I like my job. I like teaching, and I like my students. If someone feels that teaching at a community college is somehow embarrassing -- well, that's their issue, not mine. Mostly I like to use the pseudonym because I don't really want my students to know about my politics. I don't discuss politics in the classroom except in a neutral fashion, as issues for the students to debate, if they're relevant. I don't want a student to worry about being graded down because of what their opinions are as opposed to how they express them. Whether or not anyone believes me about this, I don't care, but that's why I use the pseudonym.
8. JG writes:
And please, do click the link he provides
to “Tac,” and see if you giggle at “Tac” having “caught me out in a
direct lie.” Because again, the mere fact of a link doesn’t make it so.

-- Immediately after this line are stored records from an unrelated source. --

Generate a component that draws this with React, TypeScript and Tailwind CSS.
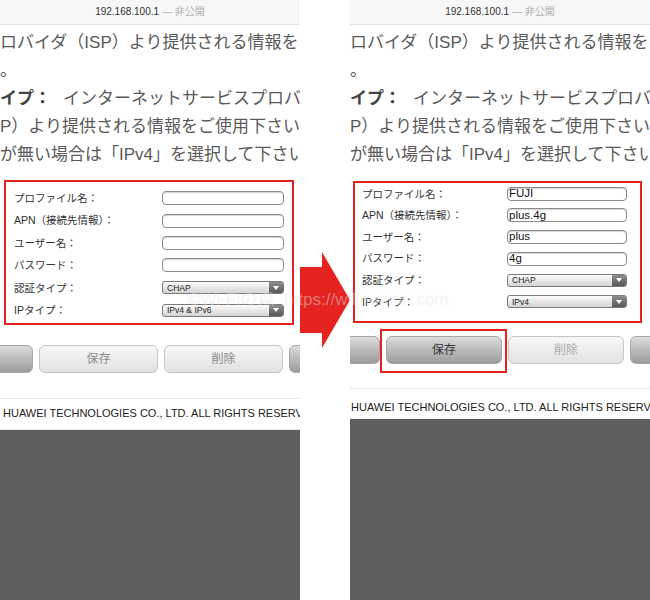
type Side = "left" | "right";

const FONT = "font-['Liberation_Sans','Noto_Sans_CJK_JP',sans-serif]";

const LABELS = [
  "プロファイル名：",
  "APN（接続先情報）：",
  "ユーザー名：",
  "パスワード：",
  "認証タイプ：",
  "IPタイプ：",
];

function UrlBar() {
  return (
    <div className="flex h-[25px] shrink-0 items-center justify-center border-b border-[#e2e2e2] bg-[#f7f7f7] text-[10px] leading-none">
      <span className="text-[#333]">192.168.100.1</span>
      <span className="ml-[3px] text-[#b0b0b0]">— 非公開</span>
    </div>
  );
}

function Intro() {
  return (
    <div className="shrink-0 whitespace-nowrap pt-[4px] text-[17px] leading-[28px] text-[#5a5a5a]">
      <div className="-ml-[17px]">プロバイダ（ISP）より提供される情報を</div>
      <div className="-ml-[17px]">い。</div>
      <div className="-ml-[17px]">
        <span className="font-bold text-[#444]">タイプ：</span>
        <span className="pl-[12px]">インターネットサービスプロバイダ</span>
      </div>
      <div>P）より提供される情報をご使用下さい。</div>
      <div>が無い場合は「IPv4」を選択して下さい。</div>
    </div>
  );
}

function TextField({ value }: { value?: string }) {
  return (
    <div className="flex h-[14px] items-center rounded-[4px] border border-[#8c8c8c] bg-white pl-[1px] text-[11.5px] leading-none text-[#111] shadow-[inset_0_1px_1px_rgba(0,0,0,0.18)]">
      {value}
    </div>
  );
}

function SelectField({ value }: { value: string }) {
  return (
    <div className="flex h-[13px] overflow-hidden rounded-[3px] border border-[#7a7a7a] bg-linear-to-b from-[#fdfdfd] to-[#d4d4d4]">
      <div className="flex flex-1 items-center pl-[4px] text-[8.5px] leading-none text-[#222]">{value}</div>
      <div className="flex w-[14px] items-center justify-center bg-linear-to-b from-[#8e8e8e] to-[#585858]">
        <svg width="6" height="4" viewBox="0 0 6 4">
          <polygon points="0,0 6,0 3,4" fill="#fff" />
        </svg>
      </div>
    </div>
  );
}

function ProfileForm({ side }: { side: Side }) {
  const left = side === "left";
  const values = left ? ["", "", "", ""] : ["FUJI", "plus.4g", "plus", "4g"];
  const selects = left ? ["CHAP", "IPv4 & IPv6"] : ["CHAP", "IPv4"];
  const rowH = left ? "h-[22.4px]" : "h-[21.6px]";

  return (
    <div
      className={
        left
          ? "mt-[11px] ml-[4px] h-[145px] w-[290px] shrink-0 border-2 border-[#e3211f] pt-[5px]"
          : "mt-[12px] ml-[3px] h-[142px] w-[289px] shrink-0 border-2 border-[#e3211f] pt-0"
      }
    >
      {LABELS.map((label, i) => (
        <div key={label} className={`flex items-center ${rowH}`}>
          <div className={`${left ? "pl-[8px]" : "pl-[7px]"} text-[10.5px] leading-none text-[#333]`}>
            {label}
          </div>
          <div className={`ml-auto ${left ? "mr-[8px] w-[122px]" : "mr-[13px] w-[120px]"}`}>
            {i < 4 ? <TextField value={values[i]} /> : <SelectField value={selects[i - 4]} />}
          </div>
        </div>
      ))}
    </div>
  );
}

function Btn({ label, pressed, faint, width }: { label?: string; pressed?: boolean; faint?: boolean; width: string }) {
  return (
    <div
      className={`flex h-[28px] shrink-0 items-center justify-center rounded-[6px] border text-[12px] ${width} ${
        pressed
          ? "border-[#a8a8a8] bg-linear-to-b from-[#dcdcdc] to-[#9c9c9c] text-[#333]"
          : `border-[#c6c6c6] bg-linear-to-b from-[#f8f8f8] to-[#e2e2e2] ${faint ? "text-[#aaa]" : "text-[#8a8a8a]"}`
      }`}
    >
      {label}
    </div>
  );
}

function Buttons({ side }: { side: Side }) {
  if (side === "left") {
    return (
      <div className="mt-[20px] -ml-[86px] flex shrink-0 gap-[6px]">
        <Btn pressed width="w-[119px]" />
        <Btn label="保存" width="w-[119px]" />
        <Btn label="削除" width="w-[119px]" />
        <Btn pressed width="w-[119px]" />
      </div>
    );
  }
  return (
    <div className="mt-[13px] -ml-[86px] flex shrink-0 gap-[6px]">
      <Btn pressed width="w-[116px]" />
      <div className="relative">
        <Btn label="保存" pressed width="w-[116px]" />
        <div className="absolute -top-[7px] -right-[5px] -bottom-[9px] -left-[6px] border-2 border-[#e3211f]" />
      </div>
      <Btn label="削除" faint width="w-[116px]" />
      <Btn pressed width="w-[116px]" />
    </div>
  );
}

function Footer({ side }: { side: Side }) {
  const left = side === "left";
  return (
    <div
      className={
        left
          ? "mt-[25px] h-[32px] shrink-0 border-y border-[#e6e6e6] pt-[7px] pl-[3px]"
          : "mt-[24px] h-[31px] shrink-0 border-t border-[#e6e6e6] pt-[11px] pl-[1px]"
      }
    >
      <div className="whitespace-nowrap text-[11px] leading-[14px] text-[#222]">
        HUAWEI TECHNOLOGIES CO., LTD. ALL RIGHTS RESERVED.
      </div>
    </div>
  );
}

function Phone({ side }: { side: Side }) {
  return (
    <div className="flex h-[600px] w-[300px] shrink-0 flex-col overflow-hidden bg-white">
      <UrlBar />
      <Intro />
      <ProfileForm side={side} />
      <Buttons side={side} />
      <Footer side={side} />
      <div className={`flex-1 bg-[#5f5f5f] ${side === "right" ? "border-t border-[#555]" : ""}`} />
    </div>
  );
}

export default function App() {
  return (
    <div className={`relative flex h-[600px] w-[650px] overflow-hidden bg-white ${FONT}`}>
      <Phone side="left" />
      <div className="w-[50px] shrink-0" />
      <Phone side="right" />

      {/* red arrow between the two screenshots */}
      <svg className="absolute top-[250px] left-[298px]" width="54" height="100" viewBox="0 0 54 100">
        <polygon points="2,17 24,17 24,2 52,50 24,98 24,83 2,83" fill="#e52421" />
      </svg>

      {/* watermark */}
      <div className="pointer-events-none absolute top-[288px] left-[188px] whitespace-nowrap text-[17px] leading-[24px] text-white/40 [text-shadow:0_0_1px_rgba(0,0,0,0.08)]">
        <span>©Wi-Fiの森</span>
        <span className="ml-[10px]">https://wifinomori.com</span>
      </div>
    </div>
  );
}
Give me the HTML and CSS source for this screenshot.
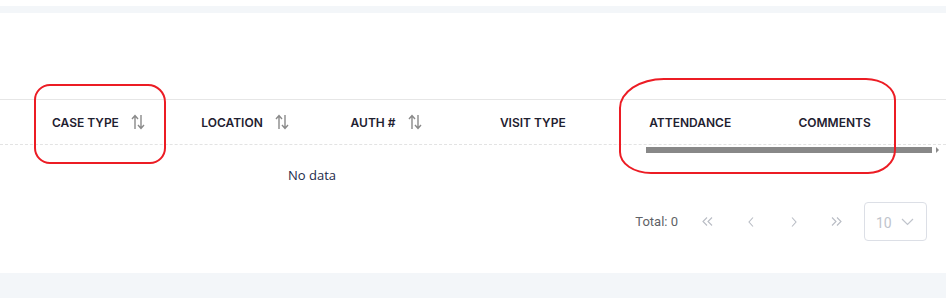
FILE: index.html
```html
<!DOCTYPE html>
<html>
<head>
<meta charset="utf-8">
<link rel="stylesheet" href="styles.css">
</head>
<body>
<div class="page">
  <div class="top-white"></div>
  <div class="band band-top"></div>
  <div class="card">
    <div class="table">
      <div class="thead">
        <div class="th">CASE TYPE <svg class="sort" width="14" height="16" viewBox="0 0 14 16"><path d="M4 15V2M1 5l3-3.5L7 5" fill="none" stroke="#8a8a8a" stroke-width="1.4"/><path d="M10 1v13M7 11l3 3.5 3-3.5" fill="none" stroke="#8a8a8a" stroke-width="1.4"/></svg></div>
        <div class="th">LOCATION <svg class="sort" width="14" height="16" viewBox="0 0 14 16"><path d="M4 15V2M1 5l3-3.5L7 5" fill="none" stroke="#8a8a8a" stroke-width="1.4"/><path d="M10 1v13M7 11l3 3.5 3-3.5" fill="none" stroke="#8a8a8a" stroke-width="1.4"/></svg></div>
        <div class="th">AUTH # <svg class="sort" width="14" height="16" viewBox="0 0 14 16"><path d="M4 15V2M1 5l3-3.5L7 5" fill="none" stroke="#8a8a8a" stroke-width="1.4"/><path d="M10 1v13M7 11l3 3.5 3-3.5" fill="none" stroke="#8a8a8a" stroke-width="1.4"/></svg></div>
        <div class="th">VISIT TYPE</div>
        <div class="th">ATTENDANCE</div>
        <div class="th">COMMENTS</div>
      </div>
      <div class="scroll">
        <div class="scroll-bar"></div>
        <div class="scroll-arrow"></div>
      </div>
    </div>
    <div class="empty">No data</div>
    <div class="pagination">
      <span class="total">Total: 0</span>
      <span class="pbtn"><svg width="11" height="9" viewBox="0 0 11 9"><path d="M5 0.5L1 4.5 5 8.5M10 0.5L6 4.5 10 8.5" fill="none" stroke="#b8bcc4" stroke-width="1.1"/></svg></span>
      <span class="pbtn"><svg width="6" height="10" viewBox="0 0 6 10"><path d="M5 0.5L1 5 5 9.5" fill="none" stroke="#b8bcc4" stroke-width="1.1"/></svg></span>
      <span class="pbtn"><svg width="6" height="10" viewBox="0 0 6 10"><path d="M1 0.5L5 5 1 9.5" fill="none" stroke="#b8bcc4" stroke-width="1.1"/></svg></span>
      <span class="pbtn"><svg width="11" height="9" viewBox="0 0 11 9"><path d="M1 0.5L5 4.5 1 8.5M6 0.5L10 4.5 6 8.5" fill="none" stroke="#b8bcc4" stroke-width="1.1"/></svg></span>
      <div class="select"><span>10</span><svg width="13" height="8" viewBox="0 0 13 8"><path d="M1 1l5.5 5.5L12 1" fill="none" stroke="#c0c4cc" stroke-width="1.2"/></svg></div>
    </div>
  </div>
  <div class="band band-bottom"></div>
  <div class="mark mark-1"></div>
  <div class="mark mark-2"></div>
</div>
</body>
</html>
```
FILE: styles.css
```css
* { box-sizing: border-box; }
html, body { margin: 0; padding: 0; background: #fff; }
.page { position: relative; width: 946px; height: 298px; overflow: hidden; font-family: Roboto, "Liberation Sans", sans-serif; }
.top-white { height: 6px; background: #fff; }
.band { background: #f3f6f9; }
.band-top { height: 7px; }
.band-bottom { height: 25px; }
.card { background: #fff; height: 260px; padding-top: 86px; }
.table { border-top: 1px solid #e6e6e6; }
.thead { display: flex; height: 45px; border-bottom: 1px dashed #e3e3e3; padding-left: 36px; }
.th { width: 149.3px; padding-left: 16px; display: flex; align-items: center; font-family: Inter, Roboto, sans-serif; font-size: 12px; font-weight: 600; color: #1f2130; white-space: nowrap; }
.sort { margin-left: 12px; }
.scroll { display: flex; align-items: center; margin-top: 2px; padding-left: 646px; height: 6px; }
.scroll-bar { width: 286px; height: 6px; background: #888; }
.scroll-arrow { margin-left: 4px; width: 0; height: 0; border-top: 3px solid transparent; border-bottom: 3px solid transparent; border-left: 3px solid #8a8a8a; }
.empty { width: 624px; text-align: center; margin-top: 12px; height: 20px; line-height: 20px; font-family: "Open Sans", sans-serif; font-size: 13px; color: #1d2a4a; }
.pagination { display: flex; justify-content: flex-end; align-items: center; margin-top: 17px; padding-right: 19px; height: 39px; }
.total { font-size: 13px; color: #606266; margin-right: 8px; }
.pbtn { width: 43px; display: flex; justify-content: center; align-items: center; }
.select { margin-left: 6px; width: 63px; height: 39px; border: 1px solid #dcdfe6; border-radius: 4px; display: flex; align-items: center; justify-content: space-between; padding: 0 12px 0 11px; font-size: 14px; color: #c0c4cc; }
.select span { padding-top: 2px; }
.mark { position: absolute; border: 2.5px solid #ec1c24; }
.mark-1 { left: 34px; top: 84px; width: 132px; height: 80px; border-radius: 16px 18px 16px 16px; }
.mark-2 { left: 619px; top: 78px; width: 277px; height: 96px; border-radius: 45px 30px 28px 32px / 30px 22px 24px 22px; }
```
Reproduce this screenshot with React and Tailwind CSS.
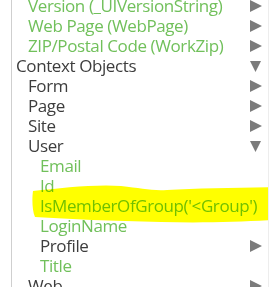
import React from 'react';

const rows = [
    { label: 'Version (_UIVersionString)', level: 1, kind: 'field', arrow: 'right' },
    { label: 'Web Page (WebPage)', level: 1, kind: 'field', arrow: 'right' },
    { label: 'ZIP/Postal Code (WorkZip)', level: 1, kind: 'field', arrow: 'right' },
    { label: 'Context Objects', level: 0, kind: 'node', arrow: 'down' },
    { label: 'Form', level: 1, kind: 'node', arrow: 'right' },
    { label: 'Page', level: 1, kind: 'node', arrow: 'right' },
    { label: 'Site', level: 1, kind: 'node', arrow: 'right' },
    { label: 'User', level: 1, kind: 'node', arrow: 'down' },
    { label: 'Email', level: 2, kind: 'field' },
    { label: 'Id', level: 2, kind: 'field' },
    { label: "IsMemberOfGroup('<Group')", level: 2, kind: 'field' },
    { label: 'LoginName', level: 2, kind: 'field' },
    { label: 'Profile', level: 2, kind: 'node', arrow: 'right' },
    { label: 'Title', level: 2, kind: 'field' },
    { label: 'Web', level: 1, kind: 'node', arrow: 'right' },
];

const indent = ['pl-[4px]', 'pl-[16px]', 'pl-[28px]'];

const Arrow = ({ dir }) => (
    <svg width="12" height="12" viewBox="0 0 12 12" className="shrink-0">
        {dir === 'down'
            ? <polygon points="0,1 11,1 5.5,12" fill="#7b7b7b" />
            : <polygon points="0,0 12,6 0,12" fill="#7b7b7b" />}
    </svg>
);

const App = () => {
    return (
        <div className="w-[277px] h-[297px] bg-white overflow-hidden" style={{ fontFamily: '"Open Sans", "Noto Sans", sans-serif' }}>
            <div className="relative ml-[11px] w-[258px] h-[287px] border-l border-l-[#cfcfcf] border-r border-r-[#ededed] overflow-hidden">
                <ul className="-mt-[4px]">
                    {rows.map((r) => (
                        <li key={r.label} className={`h-[20px] flex items-center justify-between pr-[6px] ${indent[r.level]}`}>
                            <span className={`text-[17px] leading-[20px] whitespace-nowrap tracking-[-0.4px] ${r.kind === 'field' ? 'text-[#71c05b]' : 'text-[#3d3d3d]'}`}>
                                {r.label}
                            </span>
                            {r.arrow && <Arrow dir={r.arrow} />}
                        </li>
                    ))}
                </ul>

                {/* marker highlight over IsMemberOfGroup */}
                <svg className="absolute left-[-11px] top-0 pointer-events-none mix-blend-multiply" width="277" height="287">
                    <path
                        d="M32,191 C60,188 95,184 120,186 C140,188 150,191 166,190 C195,188 235,188 272,187 L272,220 C240,222 200,223 160,222 C110,221 70,219 34,217 C31,210 31,198 32,191 Z"
                        fill="#ffff00"
                    />
                </svg>
            </div>
        </div>
    );
};

export default App;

Especially if you don't read it. JG said Tac said something in an email which Tac was forced to admit wasn't true.
9. I will never again mention JG on this blog, ever, or anywhere else. After I submit this post, I have no memory of this nonsense. If pressed, I will link to this post. But that's it.
If JG wants, I will say here: "JEFF GOLDSTEIN BEARS NO RESPONSIBILITY FOR THAT COMMENT ABOUT MY DAUGHTER" and he can link and quote it if it ever comes up again, which I hope it doesn't.
But I'm not discussing this further.
UPDATE: The Kenosha Kid makes a useful intervention.
UPDATE: One but needs to go check the links JG provides in his green update to see that they support my case, not his -- not least in his obvious and indeed bizarre overinvestment in this nonsense. Nice try, though. Say good night, Gracie.